David Cameron has once again pledged to take action to curb migration numbers after the number of people coming to Britain outstripped those leaving by 318k. The latest figures from the Office of National Statistics are up over 100k in the 2014 calendar year compared with 2013.
In 2010 Mr Cameron promised ‘no ifs, no buts’ to cut net migration – the number of people entering the country minus the number leaving – to the tens of thousands.
Today’s figures show how the prime minister has spectacularly failed to meet the pledge although that hasn’t stopped him trying – yet again – to stop the dramatic inflow.
Now Cameron wants to restrict benefits to EU migrants and have another crackdown on illegal aliens. Anyone caught in the UK without the right to work will have their wages confiscated and be deported immediately, without being allowed to appeal until they are in their home country.
Last time the figures increased the prime minister shut colleges that only existed to provide visas to illegal immigrants. He also restricted the number of legitimate migrants from outside of the EU who were seeking work in the UK. Both reduced immigration but the effect was far outstripped by the number of migrants from the former communist countries in the EU.

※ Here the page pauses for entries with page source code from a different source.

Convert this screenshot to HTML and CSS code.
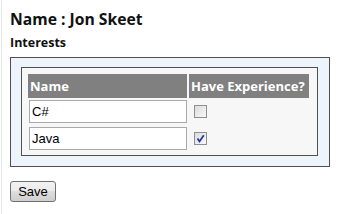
FILE: index.html
```html
<!DOCTYPE html>
<html lang="en">
<head>
    <meta charset="UTF-8">
    <title>Interests</title>
    <link rel="stylesheet" href="styles.css">
</head>
<body>
    <div class="page">
        <h2 class="person">Name : Jon Skeet</h2>
        <h3 class="section">Interests</h3>
        <div class="outer-box">
            <div class="inner-box">
                <table class="interests">
                    <thead>
                        <tr>
                            <th class="col-name">Name</th>
                            <th class="col-exp">Have Experience?</th>
                        </tr>
                    </thead>
                    <tbody>
                        <tr>
                            <td><input type="text" class="name-input" value="C#"></td>
                            <td class="check-cell"><span class="check"></span></td>
                        </tr>
                        <tr>
                            <td><input type="text" class="name-input" value="Java"></td>
                            <td class="check-cell">
                                <span class="check">
                                    <svg width="11" height="11" viewBox="0 0 11 11">
                                        <path d="M2.5 5.5 L4.5 8.5 L8.8 2.2" fill="none" stroke="#1d3c9a" stroke-width="1.8"/>
                                    </svg>
                                </span>
                            </td>
                        </tr>
                    </tbody>
                </table>
            </div>
        </div>
        <button class="save-btn">Save</button>
    </div>
</body>
</html>
```

FILE: styles.css
```css
body {
    margin: 0;
    background-color: #ffffff;
    font-family: "Liberation Sans", Arial, sans-serif;
}

.page {
    margin-left: 1px;
    border-left: 1px solid #e6e6e6;
    height: 214px;
    padding-left: 7px;
    padding-top: 8px;
    box-sizing: border-box;
}

.person {
    font-family: "Open Sans", sans-serif;
    font-weight: bold;
    font-size: 15.7px;
    color: #111111;
    margin: 0 0 0 1px;
    line-height: 22px;
}

.section {
    font-family: "Open Sans", sans-serif;
    font-weight: bold;
    font-size: 12.5px;
    color: #111111;
    margin: 4px 0 0 1px;
    line-height: 18px;
}

.outer-box {
    margin-top: 5px;
    margin-left: 1px;
    width: 320px;
    box-sizing: border-box;
    border: 1px solid #505050;
    background-color: #eef4fc;
    padding: 9px 11px 10px 10px;
}

.inner-box {
    border: 1px solid #505050;
    background-color: #f7f7f7;
    padding: 4px 4px 1px 4px;
}

.interests {
    border-spacing: 2px;
}

.interests th {
    background-color: #808080;
    color: #ffffff;
    font-family: "Open Sans", sans-serif;
    font-weight: bold;
    font-size: 13px;
    text-align: left;
    height: 24px;
    padding: 0 1px 0 2px;
    white-space: nowrap;
}

.col-name {
    width: 155px;
}

.col-exp {
    width: 117px;
}

.interests td {
    padding: 0 0 2px 1px;
    vertical-align: top;
}

.name-input {
    width: 158px;
    height: 23px;
    box-sizing: border-box;
    border: 1px solid #a9a9a9;
    font-family: "Liberation Sans", Arial, sans-serif;
    font-size: 13px;
    padding: 0 2px;
    margin: 0;
    color: #000000;
    background-color: #ffffff;
}

.check-cell {
    padding-left: 5px !important;
}

.check {
    display: block;
    width: 13px;
    height: 13px;
    box-sizing: border-box;
    margin-top: 5px;
    border: 1px solid #8e8f8f;
    background: linear-gradient(135deg, #dcdcdc, #f8f8f8);
}

.check svg {
    display: block;
}

.save-btn {
    margin-top: 14px;
    margin-left: 1px;
    width: 46px;
    height: 21px;
    border: 1px solid #707070;
    border-radius: 3px;
    background: linear-gradient(#f2f2f2, #ebebeb 50%, #dddddd 50%, #cfcfcf);
    font-family: "Liberation Sans", Arial, sans-serif;
    font-size: 13px;
    color: #000000;
    padding: 0;
}
```
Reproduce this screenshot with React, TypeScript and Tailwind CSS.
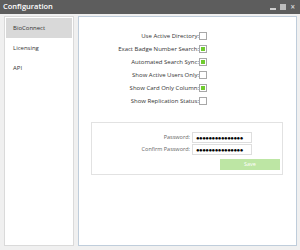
import { useState } from 'react'

export default function App() {
  const [active, setActive] = useState('BioConnect')
  const navItems = ['BioConnect', 'Licensing', 'API']

  const options = [
    { label: 'Use Active Directory:', checked: false },
    { label: 'Exact Badge Number Search:', checked: true },
    { label: 'Automated Search Sync:', checked: true },
    { label: 'Show Active Users Only:', checked: false },
    { label: 'Show Card Only Column:', checked: true },
    { label: 'Show Replication Status:', checked: false },
  ]

  return (
    <div className="w-[300px] h-[250px] bg-[#f0f0f0] flex flex-col overflow-hidden" style={{ fontFamily: '"Open Sans", "Noto Sans", sans-serif' }}>
      {/* title bar */}
      <div className="h-[14px] bg-[#5d5d5d] flex items-center justify-between pl-[3px] pr-[5px] shrink-0">
        <span className="text-white text-[7.5px] font-semibold leading-none">Configuration</span>
        <div className="flex items-center gap-[4px] text-[#d0d0d0]">
          <span className="w-[6px] h-[2px] bg-[#cfcfcf] mt-[4px]" />
          <span className="w-[6px] h-[6px] bg-[#bdbdbd]" />
          <span className="text-[8px] leading-none font-bold">×</span>
        </div>
      </div>

      <div className="flex flex-1 pt-[2px] pl-[4px] pr-[3px] pb-[4px] gap-[4px]">
        {/* side nav */}
        <div className="w-[70px] bg-white border border-[#dadada] p-px flex flex-col">
          {navItems.map((item) => (
            <button
              key={item}
              onClick={() => setActive(item)}
              className={`h-[20px] text-left pl-[7px] text-[6px] text-[#333] ${active === item ? 'bg-[#d9d9d9]' : ''}`}
            >
              {item}
            </button>
          ))}
        </div>

        {/* content */}
        <div className="flex-1 bg-white border border-[#bfcddb] flex flex-col">
          <div className="flex flex-col gap-[5px] pt-[15px] pr-[89px]">
            {options.map((o) => (
              <div key={o.label} className="flex items-center justify-end h-[8px]">
                <span className="text-[6px] text-[#333] leading-none">{o.label}</span>
                <span className="w-[8px] h-[8px] border border-[#a8a8a8] bg-white flex items-center justify-center">
                  {o.checked && <span className="w-[4px] h-[4px] bg-[#6fcb2f]" />}
                </span>
              </div>
            ))}
          </div>

          <div className="mt-[17px] ml-[12px] mr-[13px] border border-[#e2e2e2] pt-[9px] pb-[4px] pr-[2px] flex flex-col">
            {['Password:', 'Confirm Password:'].map((l) => (
              <div key={l} className="flex items-center justify-end pr-[28px] mb-px">
                <span className="text-[5.5px] text-[#666] mr-[2px]">{l}</span>
                <div className="w-[60px] h-[11px] border border-[#dedede] flex items-center pl-[3px] overflow-hidden">
                  <span className="text-[6px] leading-none text-black tracking-[-0.5px]">●●●●●●●●●●●●●●●</span>
                </div>
              </div>
            ))}
            <div className="flex justify-end mt-[3px]">
              <button className="w-[60px] h-[11px] bg-[#bde6a4] text-white text-[5.5px] leading-none">Save</button>
            </div>
          </div>
        </div>
      </div>
    </div>
  )
}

Steven Woolfe MEP, the UKIP migration spokesman, slammed the government over its inability to controls the nation’s borders. He said:
“It has never been clearer that the UK borders are open to all whenever, wherever and however they want to come. The government has lost all control.
“The ONS report that 285,000 people came to work in the UK work last year. That is a city the size of Nottingham, which has nearly a 100 schools, 60 GP surgeries and several hospitals. Britain needs to provide the equivalent just to keep up with the workers arriving and this illustrates clearly the strain mass migration is putting on our public services.
“Government must act now in three areas. It must stop the free movement of people onto the UK from the EU. Second, it must improve the control systems and review the conditions for visa issuance for immigrants from non-EU countries. Third, it must increase the numbers of border control staff to ensure that we crack down on illegal immigrants entering the UK and can deport those who are caught once here.”
David Cameron had pledged to get net migration down to the “tens of thousands”, however in the run up to the election Theresa May downgraded the commitment to an “ambition”. The latest figures come as the EU is pushing for the UK to take tens of thousands of North African immigrants, fleeing the war in Libya.